» SET TASK
Exact reproduction of the data is required, with images excluded.

[Pages as source code]
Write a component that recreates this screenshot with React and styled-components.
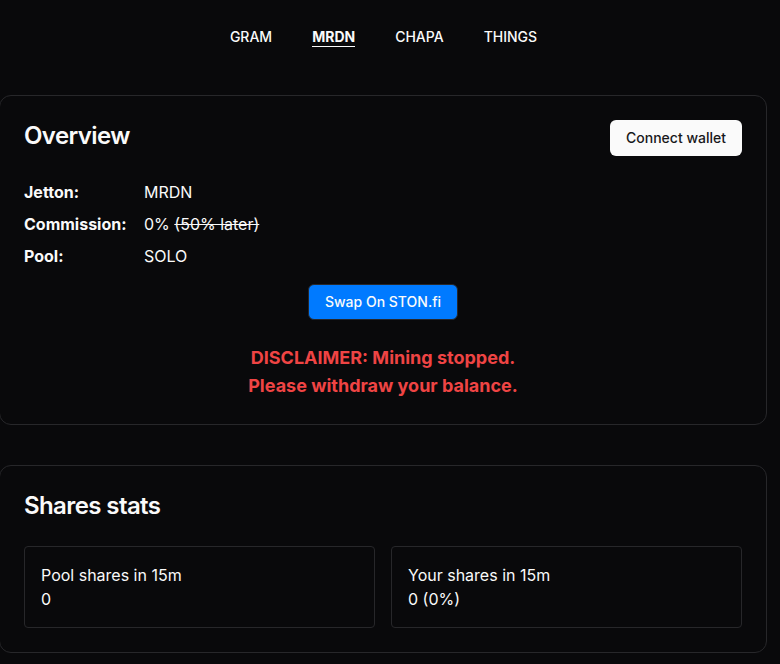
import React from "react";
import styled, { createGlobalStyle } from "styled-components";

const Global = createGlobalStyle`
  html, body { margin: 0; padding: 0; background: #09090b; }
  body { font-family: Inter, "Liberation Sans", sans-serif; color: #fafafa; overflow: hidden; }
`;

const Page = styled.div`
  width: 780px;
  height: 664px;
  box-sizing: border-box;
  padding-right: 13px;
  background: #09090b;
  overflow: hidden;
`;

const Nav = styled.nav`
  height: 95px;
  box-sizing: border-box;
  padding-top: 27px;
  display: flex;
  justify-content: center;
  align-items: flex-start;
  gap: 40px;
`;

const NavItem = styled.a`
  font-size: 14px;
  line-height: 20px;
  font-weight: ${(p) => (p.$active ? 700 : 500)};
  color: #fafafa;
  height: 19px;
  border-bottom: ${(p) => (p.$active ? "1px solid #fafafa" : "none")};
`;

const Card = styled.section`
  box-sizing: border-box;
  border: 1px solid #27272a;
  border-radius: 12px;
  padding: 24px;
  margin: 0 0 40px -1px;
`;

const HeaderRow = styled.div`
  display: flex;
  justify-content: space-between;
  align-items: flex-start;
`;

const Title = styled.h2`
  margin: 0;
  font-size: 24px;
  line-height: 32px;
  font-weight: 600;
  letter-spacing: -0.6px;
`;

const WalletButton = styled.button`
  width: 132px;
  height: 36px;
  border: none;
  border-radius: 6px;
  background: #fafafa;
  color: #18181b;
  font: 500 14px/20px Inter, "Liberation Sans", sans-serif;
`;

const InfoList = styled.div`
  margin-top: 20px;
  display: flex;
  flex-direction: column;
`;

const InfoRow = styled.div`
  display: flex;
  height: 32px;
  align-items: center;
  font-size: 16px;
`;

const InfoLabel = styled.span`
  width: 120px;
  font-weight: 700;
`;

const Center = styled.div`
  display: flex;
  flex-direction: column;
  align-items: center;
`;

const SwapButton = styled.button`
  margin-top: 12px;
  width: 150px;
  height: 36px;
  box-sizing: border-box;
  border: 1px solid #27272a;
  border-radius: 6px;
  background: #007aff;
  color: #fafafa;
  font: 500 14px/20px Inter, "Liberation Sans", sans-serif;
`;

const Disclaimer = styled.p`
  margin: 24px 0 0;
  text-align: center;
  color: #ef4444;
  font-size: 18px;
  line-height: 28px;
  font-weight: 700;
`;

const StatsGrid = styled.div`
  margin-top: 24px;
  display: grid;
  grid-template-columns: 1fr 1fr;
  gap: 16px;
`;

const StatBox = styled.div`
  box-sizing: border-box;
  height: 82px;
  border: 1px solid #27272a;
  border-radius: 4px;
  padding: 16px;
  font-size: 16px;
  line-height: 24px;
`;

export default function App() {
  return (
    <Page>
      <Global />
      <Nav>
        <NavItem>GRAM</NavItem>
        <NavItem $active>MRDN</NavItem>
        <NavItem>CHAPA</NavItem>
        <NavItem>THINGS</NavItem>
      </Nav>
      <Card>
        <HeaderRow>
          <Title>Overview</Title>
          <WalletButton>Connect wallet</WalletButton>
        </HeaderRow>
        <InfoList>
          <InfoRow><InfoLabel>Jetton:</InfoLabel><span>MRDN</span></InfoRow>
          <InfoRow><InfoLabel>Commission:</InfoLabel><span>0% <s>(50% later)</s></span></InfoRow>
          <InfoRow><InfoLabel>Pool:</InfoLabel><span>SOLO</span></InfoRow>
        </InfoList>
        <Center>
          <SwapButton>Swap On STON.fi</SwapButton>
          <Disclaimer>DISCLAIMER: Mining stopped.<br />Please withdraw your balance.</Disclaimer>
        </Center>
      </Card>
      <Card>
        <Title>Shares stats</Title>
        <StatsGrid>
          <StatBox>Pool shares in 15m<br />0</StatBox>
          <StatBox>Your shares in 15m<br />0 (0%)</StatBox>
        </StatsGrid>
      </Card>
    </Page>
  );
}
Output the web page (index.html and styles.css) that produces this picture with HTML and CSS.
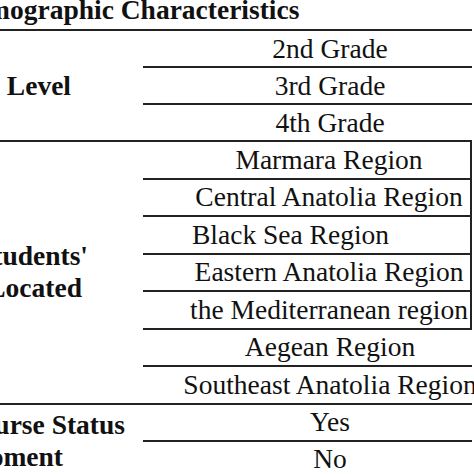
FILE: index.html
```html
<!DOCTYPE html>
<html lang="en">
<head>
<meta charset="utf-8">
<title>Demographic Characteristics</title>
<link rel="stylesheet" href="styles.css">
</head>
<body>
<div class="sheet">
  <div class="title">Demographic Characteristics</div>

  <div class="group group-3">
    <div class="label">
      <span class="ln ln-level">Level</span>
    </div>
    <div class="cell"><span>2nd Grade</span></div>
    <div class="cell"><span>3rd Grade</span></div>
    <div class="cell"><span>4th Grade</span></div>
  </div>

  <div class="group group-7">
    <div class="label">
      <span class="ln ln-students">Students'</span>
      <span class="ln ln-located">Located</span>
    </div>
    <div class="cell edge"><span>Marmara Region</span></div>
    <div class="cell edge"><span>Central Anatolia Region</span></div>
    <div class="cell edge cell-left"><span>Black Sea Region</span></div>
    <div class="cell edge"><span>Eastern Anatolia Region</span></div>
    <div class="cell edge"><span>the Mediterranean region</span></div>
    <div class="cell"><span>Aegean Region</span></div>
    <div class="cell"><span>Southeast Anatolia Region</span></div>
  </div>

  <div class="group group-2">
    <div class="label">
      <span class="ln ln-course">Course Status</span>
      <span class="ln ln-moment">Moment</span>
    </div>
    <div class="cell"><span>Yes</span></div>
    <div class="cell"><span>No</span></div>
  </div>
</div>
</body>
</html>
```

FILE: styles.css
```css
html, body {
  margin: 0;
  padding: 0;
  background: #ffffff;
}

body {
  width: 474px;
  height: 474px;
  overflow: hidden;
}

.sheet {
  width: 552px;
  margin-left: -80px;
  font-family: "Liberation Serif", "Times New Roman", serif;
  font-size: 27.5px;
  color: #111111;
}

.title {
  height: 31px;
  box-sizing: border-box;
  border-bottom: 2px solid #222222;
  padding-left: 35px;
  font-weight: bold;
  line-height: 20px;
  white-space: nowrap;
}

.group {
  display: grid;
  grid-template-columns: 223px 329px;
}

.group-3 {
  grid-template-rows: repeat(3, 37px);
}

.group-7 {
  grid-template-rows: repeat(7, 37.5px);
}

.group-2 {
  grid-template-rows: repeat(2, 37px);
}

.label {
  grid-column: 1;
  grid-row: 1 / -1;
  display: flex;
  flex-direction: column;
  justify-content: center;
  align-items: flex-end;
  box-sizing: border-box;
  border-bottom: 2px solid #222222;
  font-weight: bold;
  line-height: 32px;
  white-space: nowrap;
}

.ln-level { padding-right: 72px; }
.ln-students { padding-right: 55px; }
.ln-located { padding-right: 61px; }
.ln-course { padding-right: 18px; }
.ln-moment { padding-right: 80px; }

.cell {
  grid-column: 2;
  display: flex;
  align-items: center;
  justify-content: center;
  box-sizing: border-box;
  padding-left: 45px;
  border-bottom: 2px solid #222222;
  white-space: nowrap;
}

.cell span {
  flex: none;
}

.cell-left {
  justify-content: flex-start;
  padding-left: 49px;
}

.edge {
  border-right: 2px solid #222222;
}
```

» RIGHT ANSWER
Write a component that recreates this screenshot with React and styled-components.
import React from "react";
import styled, { createGlobalStyle } from "styled-components";

const Global = createGlobalStyle`
  html, body { margin: 0; padding: 0; background: #09090b; }
  body { font-family: Inter, "Liberation Sans", sans-serif; color: #fafafa; overflow: hidden; }
`;

const Page = styled.div`
  width: 780px;
  height: 664px;
  box-sizing: border-box;
  padding-right: 13px;
  background: #09090b;
  overflow: hidden;
`;

const Nav = styled.nav`
  height: 95px;
  box-sizing: border-box;
  padding-top: 27px;
  display: flex;
  justify-content: center;
  align-items: flex-start;
  gap: 40px;
`;

const NavItem = styled.a`
  font-size: 14px;
  line-height: 20px;
  font-weight: ${(p) => (p.$active ? 700 : 500)};
  color: #fafafa;
  height: 19px;
  border-bottom: ${(p) => (p.$active ? "1px solid #fafafa" : "none")};
`;

const Card = styled.section`
  box-sizing: border-box;
  border: 1px solid #27272a;
  border-radius: 12px;
  padding: 24px;
  margin: 0 0 40px -1px;
`;

const HeaderRow = styled.div`
  display: flex;
  justify-content: space-between;
  align-items: flex-start;
`;

const Title = styled.h2`
  margin: 0;
  font-size: 24px;
  line-height: 32px;
  font-weight: 600;
  letter-spacing: -0.6px;
`;

const WalletButton = styled.button`
  width: 132px;
  height: 36px;
  border: none;
  border-radius: 6px;
  background: #fafafa;
  color: #18181b;
  font: 500 14px/20px Inter, "Liberation Sans", sans-serif;
`;

const InfoList = styled.div`
  margin-top: 20px;
  display: flex;
  flex-direction: column;
`;

const InfoRow = styled.div`
  display: flex;
  height: 32px;
  align-items: center;
  font-size: 16px;
`;

const InfoLabel = styled.span`
  width: 120px;
  font-weight: 700;
`;

const Center = styled.div`
  display: flex;
  flex-direction: column;
  align-items: center;
`;

const SwapButton = styled.button`
  margin-top: 12px;
  width: 150px;
  height: 36px;
  box-sizing: border-box;
  border: 1px solid #27272a;
  border-radius: 6px;
  background: #007aff;
  color: #fafafa;
  font: 500 14px/20px Inter, "Liberation Sans", sans-serif;
`;

const Disclaimer = styled.p`
  margin: 24px 0 0;
  text-align: center;
  color: #ef4444;
  font-size: 18px;
  line-height: 28px;
  font-weight: 700;
`;

const StatsGrid = styled.div`
  margin-top: 24px;
  display: grid;
  grid-template-columns: 1fr 1fr;
  gap: 16px;
`;

const StatBox = styled.div`
  box-sizing: border-box;
  height: 82px;
  border: 1px solid #27272a;
  border-radius: 4px;
  padding: 16px;
  font-size: 16px;
  line-height: 24px;
`;

export default function App() {
  return (
    <Page>
      <Global />
      <Nav>
        <NavItem>GRAM</NavItem>
        <NavItem $active>MRDN</NavItem>
        <NavItem>CHAPA</NavItem>
        <NavItem>THINGS</NavItem>
      </Nav>
      <Card>
        <HeaderRow>
          <Title>Overview</Title>
          <WalletButton>Connect wallet</WalletButton>
        </HeaderRow>
        <InfoList>
          <InfoRow><InfoLabel>Jetton:</InfoLabel><span>MRDN</span></InfoRow>
          <InfoRow><InfoLabel>Commission:</InfoLabel><span>0% <s>(50% later)</s></span></InfoRow>
          <InfoRow><InfoLabel>Pool:</InfoLabel><span>SOLO</span></InfoRow>
        </InfoList>
        <Center>
          <SwapButton>Swap On STON.fi</SwapButton>
          <Disclaimer>DISCLAIMER: Mining stopped.<br />Please withdraw your balance.</Disclaimer>
        </Center>
      </Card>
      <Card>
        <Title>Shares stats</Title>
        <StatsGrid>
          <StatBox>Pool shares in 15m<br />0</StatBox>
          <StatBox>Your shares in 15m<br />0 (0%)</StatBox>
        </StatsGrid>
      </Card>
    </Page>
  );
}
Output the web page (index.html and styles.css) that produces this picture with HTML and CSS.
FILE: index.html
```html
<!DOCTYPE html>
<html lang="en">
<head>
<meta charset="utf-8">
<title>Demographic Characteristics</title>
<link rel="stylesheet" href="styles.css">
</head>
<body>
<div class="sheet">
  <div class="title">Demographic Characteristics</div>

  <div class="group group-3">
    <div class="label">
      <span class="ln ln-level">Level</span>
    </div>
    <div class="cell"><span>2nd Grade</span></div>
    <div class="cell"><span>3rd Grade</span></div>
    <div class="cell"><span>4th Grade</span></div>
  </div>

  <div class="group group-7">
    <div class="label">
      <span class="ln ln-students">Students'</span>
      <span class="ln ln-located">Located</span>
    </div>
    <div class="cell edge"><span>Marmara Region</span></div>
    <div class="cell edge"><span>Central Anatolia Region</span></div>
    <div class="cell edge cell-left"><span>Black Sea Region</span></div>
    <div class="cell edge"><span>Eastern Anatolia Region</span></div>
    <div class="cell edge"><span>the Mediterranean region</span></div>
    <div class="cell"><span>Aegean Region</span></div>
    <div class="cell"><span>Southeast Anatolia Region</span></div>
  </div>

  <div class="group group-2">
    <div class="label">
      <span class="ln ln-course">Course Status</span>
      <span class="ln ln-moment">Moment</span>
    </div>
    <div class="cell"><span>Yes</span></div>
    <div class="cell"><span>No</span></div>
  </div>
</div>
</body>
</html>
```

FILE: styles.css
```css
html, body {
  margin: 0;
  padding: 0;
  background: #ffffff;
}

body {
  width: 474px;
  height: 474px;
  overflow: hidden;
}

.sheet {
  width: 552px;
  margin-left: -80px;
  font-family: "Liberation Serif", "Times New Roman", serif;
  font-size: 27.5px;
  color: #111111;
}

.title {
  height: 31px;
  box-sizing: border-box;
  border-bottom: 2px solid #222222;
  padding-left: 35px;
  font-weight: bold;
  line-height: 20px;
  white-space: nowrap;
}

.group {
  display: grid;
  grid-template-columns: 223px 329px;
}

.group-3 {
  grid-template-rows: repeat(3, 37px);
}

.group-7 {
  grid-template-rows: repeat(7, 37.5px);
}

.group-2 {
  grid-template-rows: repeat(2, 37px);
}

.label {
  grid-column: 1;
  grid-row: 1 / -1;
  display: flex;
  flex-direction: column;
  justify-content: center;
  align-items: flex-end;
  box-sizing: border-box;
  border-bottom: 2px solid #222222;
  font-weight: bold;
  line-height: 32px;
  white-space: nowrap;
}

.ln-level { padding-right: 72px; }
.ln-students { padding-right: 55px; }
.ln-located { padding-right: 61px; }
.ln-course { padding-right: 18px; }
.ln-moment { padding-right: 80px; }

.cell {
  grid-column: 2;
  display: flex;
  align-items: center;
  justify-content: center;
  box-sizing: border-box;
  padding-left: 45px;
  border-bottom: 2px solid #222222;
  white-space: nowrap;
}

.cell span {
  flex: none;
}

.cell-left {
  justify-content: flex-start;
  padding-left: 49px;
}

.edge {
  border-right: 2px solid #222222;
}
```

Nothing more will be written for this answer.